The last straw for independent Australian aid?

In a speech in late 2001, Colin Powell stunned humanitarian actors around the world by describing NGOs as a ‘force multiplier’ for the US diplomatic and defence efforts around the globe and ‘an important part of our combat team’.

Although perhaps well intentioned, Powell’s characterisation of the role of NGOs signalled the beginning of a more dangerous era of American foreign policy and pointed to a fundamental lack of understanding among administration officials about the risks humanitarian workers face when they’re perceived to be affiliated with political and military forces.

Humanitarian organisations and their staff operate under a strict set of principles: humanity, neutrality, impartiality and independence. With humanitarian action now heavily concentrated in contexts of conflict and violence, independence—the notion that humanitarian action must be autonomous from political, economic and military objectives—has come to be one of the most important principles for humanitarian actors and the people we serve.

These principles play a critical role in ensuring that humanitarian personnel can access civilians on all sides of a front line and can support those in greatest need, wherever they may be found. The principles are also essential in protecting our staff who work in these dangerous settings, who rely on community acceptance as their primary source of security.

In late May, Alex Hawke was appointed Australia’s minister for international development and the Pacific. Scott Morrison’s re-elevation of the role to a ministry is a welcome move and demonstrates the government’s commitment to the Pacific step-up, and hopefully to international development more broadly.

Hawke’s parallel appointment as assistant minister for defence, however, is a worrying indication of how Australia’s humanitarian aid program may be viewed by the new government. In his press conference, the prime minister noted that this dual appointment would hopefully lead to greater integration of Australia’s international development and defence efforts in the Pacific.

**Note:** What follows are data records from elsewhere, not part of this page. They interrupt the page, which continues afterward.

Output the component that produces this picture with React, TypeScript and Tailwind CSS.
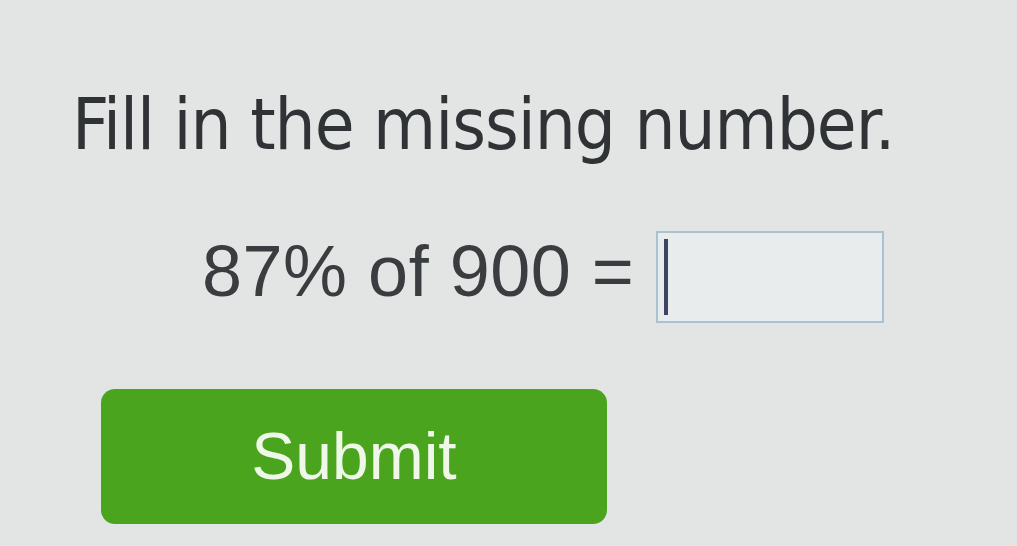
export default function App() {
  return (
    <div className="w-[1017px] h-[546px] overflow-hidden bg-[#e3e5e4] text-[#303335]">
      <div className="pt-[80px] pl-[72px]">
        <h1 className="text-[72px] leading-[88px] tracking-[-1px] font-['DejaVu_Sans_Condensed','DejaVu_Sans',sans-serif] whitespace-nowrap">
          Fill in the missing number.
        </h1>
      </div>
      <div className="mt-[63px] pl-[202px] flex items-start gap-[22px]">
        <span className="text-[72px] leading-[80px] font-['Liberation_Sans',Arial,sans-serif] text-[#3a3d3f] tracking-[0.5px] whitespace-pre">
          87% of 900 =
        </span>
        <div className="w-[228px] h-[92px] border-2 border-[#a9c2cf] bg-[#e8ecec] flex items-center pl-[6px]">
          <div className="w-[4px] h-[76px] bg-[#3d4560]" />
        </div>
      </div>
      <div className="mt-[66px] pl-[101px]">
        <button className="w-[506px] h-[135px] rounded-[14px] bg-[#4aa41e] text-[#eef7e8] text-[66px] font-['Liberation_Sans',Arial,sans-serif] flex items-center justify-center">
          Submit
        </button>
      </div>
    </div>
  );
}
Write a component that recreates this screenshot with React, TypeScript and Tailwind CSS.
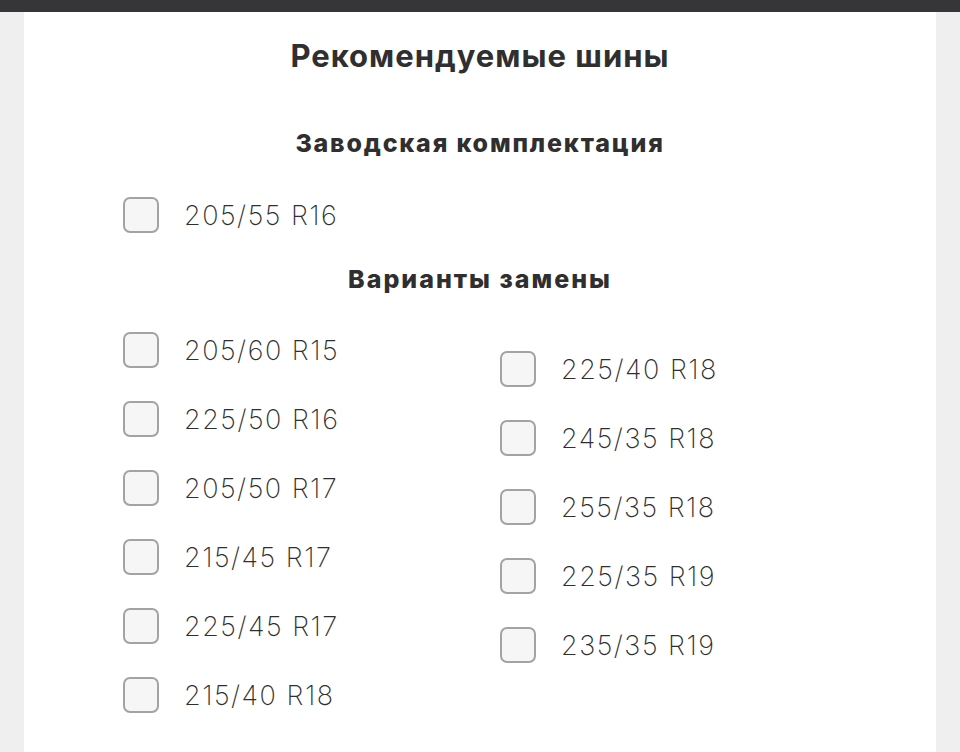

For those who experienced the blurred lines of America’s foreign policy during the so-called war on terror, Hawke’s joint appointment and the prime minister’s statement are unwelcome echoes back to Powell’s 2001 remarks. As in 2001, humanitarians in Australia are worried about what this will mean for the preservation of independence, and for perceptions of our neutrality when delivering government-branded assistance in active conflict settings.

Any affiliation between political or military actors and humanitarian organisations, even if only an implied affiliation, can compromise development and humanitarian efforts and jeopardise the safety of humanitarian workers. And the risk is real: humanitarian personnel have been targeted in Afghanistan and other places as a result of affiliations to donor governments with negative reputations.

Even before this announcement, humanitarian and development workers have faced pressure to frame humanitarian outcomes with a defence lens. In Afghanistan, for example, it is no longer enough to report how many children and families have benefited from lifesaving assistance or development support. Now, NGOs are also being encouraged to report how many beneficiaries have chosen not to join armed groups as a result of benefiting from this assistance.

While this line of inquiry might make sense from a foreign policy perspective, the practicalities of how this information is collected present real risks for humanitarian staff on the ground. Asking whether someone was or is likely to join an armed group raises understandable questions in communities about who the interviewer is working for and how the information will be used. Ultimately, asking these types of questions puts humanitarian staff directly in the centre of the conversations they try hardest to avoid.

With Hawke’s appointment to assistant defence minister, many humanitarians fear that this pressure to blend humanitarian and defence outcomes will grow and start to affect our work in other countries. While right now Afghanistan is a fairly isolated case, it’s not difficult to imagine the same pressure being applied to our work in Syria, Iraq or even parts of the Philippines or Indonesia.

Like most other major international donors, Australia has endorsed (and recently co-chaired) the Good Humanitarian Donorship initiative. The initiative reinforces the principle that humanitarian assistance must be provided on the basis of need alone, without influence from political or military agendas. This is likewise consistent with the OECD regulations, which clearly state that ‘Military aid and promotion of donor’s security interests’ do not constitute official development assistance.

It’s critical that Australia’s humanitarian decision-making remains independent as Hawke takes up his new role, and that Australia redoubles its commitment to the Good Humanitarian Donorship principles that it has been instrumental in leading.

While it could be argued that Hawke’s two hats will ensure consistent policy across these two portfolios, it’s also possible that defence will undermine the humanitarian imperative if it’s not taken seriously from the outset. Hawke will need to be deliberate in maintaining a distinction between these two portfolios as he navigates these new spheres, and ensure independent humanitarianism is not compromised by military or political agendas.